Speaking up is hard as it is. Introducing a whistleblowing tool that makes things harder isn’t the solution. That’s why you should select the best tools that matches your organisation in terms of size, demography, complexity and ethos.

Encourage anonymity with whistleblower reports

The importance of anonymity in misconduct reporting cannot be overstated. Today, more than ever, organisations value anonymous reporting systems in meeting their compliance needs. These systems not only provide a safe space for employees, but they also unlock valuable insights that might otherwise remain hidden, especially during investigations.

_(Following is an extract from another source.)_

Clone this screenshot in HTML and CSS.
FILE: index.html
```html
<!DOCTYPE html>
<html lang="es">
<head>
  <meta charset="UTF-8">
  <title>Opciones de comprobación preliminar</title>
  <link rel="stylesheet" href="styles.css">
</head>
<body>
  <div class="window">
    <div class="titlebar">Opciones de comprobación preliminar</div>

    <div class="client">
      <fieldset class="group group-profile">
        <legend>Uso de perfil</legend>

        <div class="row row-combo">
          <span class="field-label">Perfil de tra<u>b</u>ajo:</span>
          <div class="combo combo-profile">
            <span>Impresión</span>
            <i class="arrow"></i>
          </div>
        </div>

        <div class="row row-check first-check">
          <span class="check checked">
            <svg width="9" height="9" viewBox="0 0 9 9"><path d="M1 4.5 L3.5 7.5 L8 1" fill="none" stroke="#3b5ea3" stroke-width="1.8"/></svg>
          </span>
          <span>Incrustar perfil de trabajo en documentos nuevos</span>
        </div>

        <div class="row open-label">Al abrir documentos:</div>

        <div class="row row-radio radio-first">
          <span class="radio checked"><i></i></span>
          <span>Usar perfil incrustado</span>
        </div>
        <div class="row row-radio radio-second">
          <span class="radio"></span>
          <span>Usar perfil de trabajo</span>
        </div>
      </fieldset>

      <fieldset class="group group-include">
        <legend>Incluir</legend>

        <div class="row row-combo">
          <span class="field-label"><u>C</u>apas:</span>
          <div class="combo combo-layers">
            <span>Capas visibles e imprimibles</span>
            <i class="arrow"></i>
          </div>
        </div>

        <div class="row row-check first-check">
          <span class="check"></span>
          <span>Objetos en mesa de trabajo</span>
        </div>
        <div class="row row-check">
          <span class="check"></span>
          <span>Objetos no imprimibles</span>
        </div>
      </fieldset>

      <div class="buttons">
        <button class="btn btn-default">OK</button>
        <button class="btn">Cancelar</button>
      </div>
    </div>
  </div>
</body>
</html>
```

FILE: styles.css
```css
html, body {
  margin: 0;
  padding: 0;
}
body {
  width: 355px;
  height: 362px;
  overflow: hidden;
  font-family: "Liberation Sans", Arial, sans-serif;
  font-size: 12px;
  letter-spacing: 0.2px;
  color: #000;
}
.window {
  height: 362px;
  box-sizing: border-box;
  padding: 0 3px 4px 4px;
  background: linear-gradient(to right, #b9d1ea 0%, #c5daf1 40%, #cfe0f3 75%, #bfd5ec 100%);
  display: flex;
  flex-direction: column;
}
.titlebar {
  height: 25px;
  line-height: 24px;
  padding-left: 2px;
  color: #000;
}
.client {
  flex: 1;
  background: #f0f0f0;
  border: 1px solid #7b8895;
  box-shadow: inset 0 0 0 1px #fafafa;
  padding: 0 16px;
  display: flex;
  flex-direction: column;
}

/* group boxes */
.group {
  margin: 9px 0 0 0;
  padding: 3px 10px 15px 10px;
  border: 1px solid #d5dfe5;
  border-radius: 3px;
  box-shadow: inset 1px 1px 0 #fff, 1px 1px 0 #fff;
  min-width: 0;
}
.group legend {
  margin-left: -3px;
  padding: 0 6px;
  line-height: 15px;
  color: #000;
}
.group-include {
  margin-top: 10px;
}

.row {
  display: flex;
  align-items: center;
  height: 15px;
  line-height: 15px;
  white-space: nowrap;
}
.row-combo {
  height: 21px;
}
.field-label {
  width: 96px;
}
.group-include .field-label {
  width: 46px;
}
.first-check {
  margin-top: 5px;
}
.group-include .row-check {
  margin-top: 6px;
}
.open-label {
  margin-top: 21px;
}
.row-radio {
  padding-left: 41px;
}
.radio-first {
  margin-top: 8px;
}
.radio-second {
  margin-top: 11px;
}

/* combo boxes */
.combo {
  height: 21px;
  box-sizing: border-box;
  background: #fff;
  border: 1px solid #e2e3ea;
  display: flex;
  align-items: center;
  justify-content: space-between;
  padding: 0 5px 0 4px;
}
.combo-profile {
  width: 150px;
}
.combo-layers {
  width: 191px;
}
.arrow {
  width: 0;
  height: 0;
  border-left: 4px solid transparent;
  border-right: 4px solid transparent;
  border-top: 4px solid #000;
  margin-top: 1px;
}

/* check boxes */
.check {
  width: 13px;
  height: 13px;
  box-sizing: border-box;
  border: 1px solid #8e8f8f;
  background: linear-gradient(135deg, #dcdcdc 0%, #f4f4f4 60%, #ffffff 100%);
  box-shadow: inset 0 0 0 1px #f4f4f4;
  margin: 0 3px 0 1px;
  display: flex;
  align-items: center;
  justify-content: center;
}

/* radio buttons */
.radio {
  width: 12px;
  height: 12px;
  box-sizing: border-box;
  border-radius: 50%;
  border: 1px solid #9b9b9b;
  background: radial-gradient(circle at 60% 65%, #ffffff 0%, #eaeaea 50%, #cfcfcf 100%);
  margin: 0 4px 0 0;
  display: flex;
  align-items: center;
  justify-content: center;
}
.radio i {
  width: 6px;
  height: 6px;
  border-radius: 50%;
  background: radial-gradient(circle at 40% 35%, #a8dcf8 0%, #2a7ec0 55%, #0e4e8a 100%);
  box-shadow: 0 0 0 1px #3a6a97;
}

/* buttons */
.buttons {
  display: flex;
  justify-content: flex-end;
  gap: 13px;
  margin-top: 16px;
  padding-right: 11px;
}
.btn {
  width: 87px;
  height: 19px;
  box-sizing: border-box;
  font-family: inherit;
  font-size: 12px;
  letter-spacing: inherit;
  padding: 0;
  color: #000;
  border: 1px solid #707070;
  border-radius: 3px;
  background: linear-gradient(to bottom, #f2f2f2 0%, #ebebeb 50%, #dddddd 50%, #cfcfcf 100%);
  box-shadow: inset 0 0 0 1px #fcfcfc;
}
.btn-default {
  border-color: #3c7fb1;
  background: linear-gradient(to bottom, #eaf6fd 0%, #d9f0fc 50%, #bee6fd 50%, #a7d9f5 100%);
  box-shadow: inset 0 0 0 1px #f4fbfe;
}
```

Ditch traditional whistleblowing approaches

Old-school whistleblowing methods often lean on surveys and long procedures to collect reports of wrongdoing, but this approach can end up making people feel vulnerable and ignored. It turns what should be a straightforward process into something that feels complicated and daunting. Prioritise simplifying the reporting process with a whistleblowing solution that opens dialogue.

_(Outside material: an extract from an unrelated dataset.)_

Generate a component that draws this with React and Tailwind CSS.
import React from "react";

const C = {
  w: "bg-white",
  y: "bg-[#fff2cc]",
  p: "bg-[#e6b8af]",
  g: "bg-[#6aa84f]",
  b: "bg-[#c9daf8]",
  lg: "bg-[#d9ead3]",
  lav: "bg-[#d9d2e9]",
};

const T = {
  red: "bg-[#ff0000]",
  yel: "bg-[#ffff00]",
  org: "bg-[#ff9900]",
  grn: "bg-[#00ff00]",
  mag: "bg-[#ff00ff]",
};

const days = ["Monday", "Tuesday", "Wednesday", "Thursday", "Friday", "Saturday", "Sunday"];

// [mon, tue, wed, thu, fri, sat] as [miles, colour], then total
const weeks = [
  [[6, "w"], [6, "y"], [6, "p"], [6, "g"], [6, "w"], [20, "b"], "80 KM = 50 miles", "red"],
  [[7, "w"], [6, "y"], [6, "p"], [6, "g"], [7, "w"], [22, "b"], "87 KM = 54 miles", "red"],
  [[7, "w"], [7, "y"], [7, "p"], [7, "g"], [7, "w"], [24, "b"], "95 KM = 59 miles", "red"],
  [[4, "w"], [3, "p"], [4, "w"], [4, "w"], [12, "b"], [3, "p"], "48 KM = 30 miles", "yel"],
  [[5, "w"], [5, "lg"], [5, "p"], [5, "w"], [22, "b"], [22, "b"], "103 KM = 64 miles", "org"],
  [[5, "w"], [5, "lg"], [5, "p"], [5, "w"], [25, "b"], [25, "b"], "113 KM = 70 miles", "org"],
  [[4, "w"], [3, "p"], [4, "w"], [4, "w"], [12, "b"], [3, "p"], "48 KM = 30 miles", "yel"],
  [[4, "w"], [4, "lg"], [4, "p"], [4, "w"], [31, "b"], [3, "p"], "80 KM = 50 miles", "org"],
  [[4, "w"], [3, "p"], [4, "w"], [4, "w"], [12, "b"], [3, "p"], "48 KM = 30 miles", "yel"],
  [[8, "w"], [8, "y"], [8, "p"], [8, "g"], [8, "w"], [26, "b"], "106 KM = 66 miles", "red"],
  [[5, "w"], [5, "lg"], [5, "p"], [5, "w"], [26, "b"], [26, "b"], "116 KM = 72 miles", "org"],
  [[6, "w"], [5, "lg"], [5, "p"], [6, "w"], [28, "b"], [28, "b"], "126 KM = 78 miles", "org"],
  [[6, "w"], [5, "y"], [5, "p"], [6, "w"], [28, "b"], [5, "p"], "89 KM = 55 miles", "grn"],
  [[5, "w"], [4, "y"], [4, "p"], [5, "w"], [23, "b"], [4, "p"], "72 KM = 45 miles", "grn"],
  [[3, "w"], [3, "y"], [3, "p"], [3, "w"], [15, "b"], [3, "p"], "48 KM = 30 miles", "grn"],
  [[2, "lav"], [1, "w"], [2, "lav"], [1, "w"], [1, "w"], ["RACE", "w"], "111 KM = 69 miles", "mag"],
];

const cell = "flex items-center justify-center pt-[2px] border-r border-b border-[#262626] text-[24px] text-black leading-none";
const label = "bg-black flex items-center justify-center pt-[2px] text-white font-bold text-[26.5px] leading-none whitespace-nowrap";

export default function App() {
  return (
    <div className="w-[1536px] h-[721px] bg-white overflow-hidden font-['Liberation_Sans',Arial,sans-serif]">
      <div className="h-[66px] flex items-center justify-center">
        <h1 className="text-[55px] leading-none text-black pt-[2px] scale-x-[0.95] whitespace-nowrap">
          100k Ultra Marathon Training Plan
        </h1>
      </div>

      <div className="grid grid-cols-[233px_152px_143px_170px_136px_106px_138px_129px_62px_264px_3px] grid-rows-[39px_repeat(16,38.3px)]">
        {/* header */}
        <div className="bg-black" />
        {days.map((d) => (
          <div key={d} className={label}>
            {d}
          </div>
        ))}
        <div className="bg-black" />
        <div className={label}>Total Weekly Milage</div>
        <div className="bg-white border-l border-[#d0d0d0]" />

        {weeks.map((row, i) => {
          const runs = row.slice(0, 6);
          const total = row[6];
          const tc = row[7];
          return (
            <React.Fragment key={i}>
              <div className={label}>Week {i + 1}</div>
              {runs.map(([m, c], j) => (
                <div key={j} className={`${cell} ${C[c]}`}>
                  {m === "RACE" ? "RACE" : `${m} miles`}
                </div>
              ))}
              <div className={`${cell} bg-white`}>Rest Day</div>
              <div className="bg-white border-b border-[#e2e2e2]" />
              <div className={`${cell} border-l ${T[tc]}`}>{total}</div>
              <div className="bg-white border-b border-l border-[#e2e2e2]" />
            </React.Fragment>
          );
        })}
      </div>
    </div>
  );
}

How to measure speak up culture

There are ways you can check if your hard work is paying off. To measure a your efforts effectively, it's crucial to combine quantitative and qualitative insights. Key points include:

  • Monitoring report volume and type to spot trends in customisable case management tools.
  • Using surveys to understand how safe and supported employees feel about speaking up.
  • Checking how engaged people are with ethics training and communication to find any knowledge gaps.
  • Observing improvements and challenges, sharing successes, and when possible, recognising those who contribute to positive changes (anonymously).

Elevate your organisational integrity with an ethical work environment

Misconducts happen, and chances are, they will continue to happen. This doesn’t mean you cannot help manage and address things in a timely manner. A speak up culture is essential for this, while also gaining trust and accountability in any organisation. The guidance shared in this blog aims to help you create an environment where employees speak up without fear, helping you protect your organisation's reputation and reduce misconduct risks.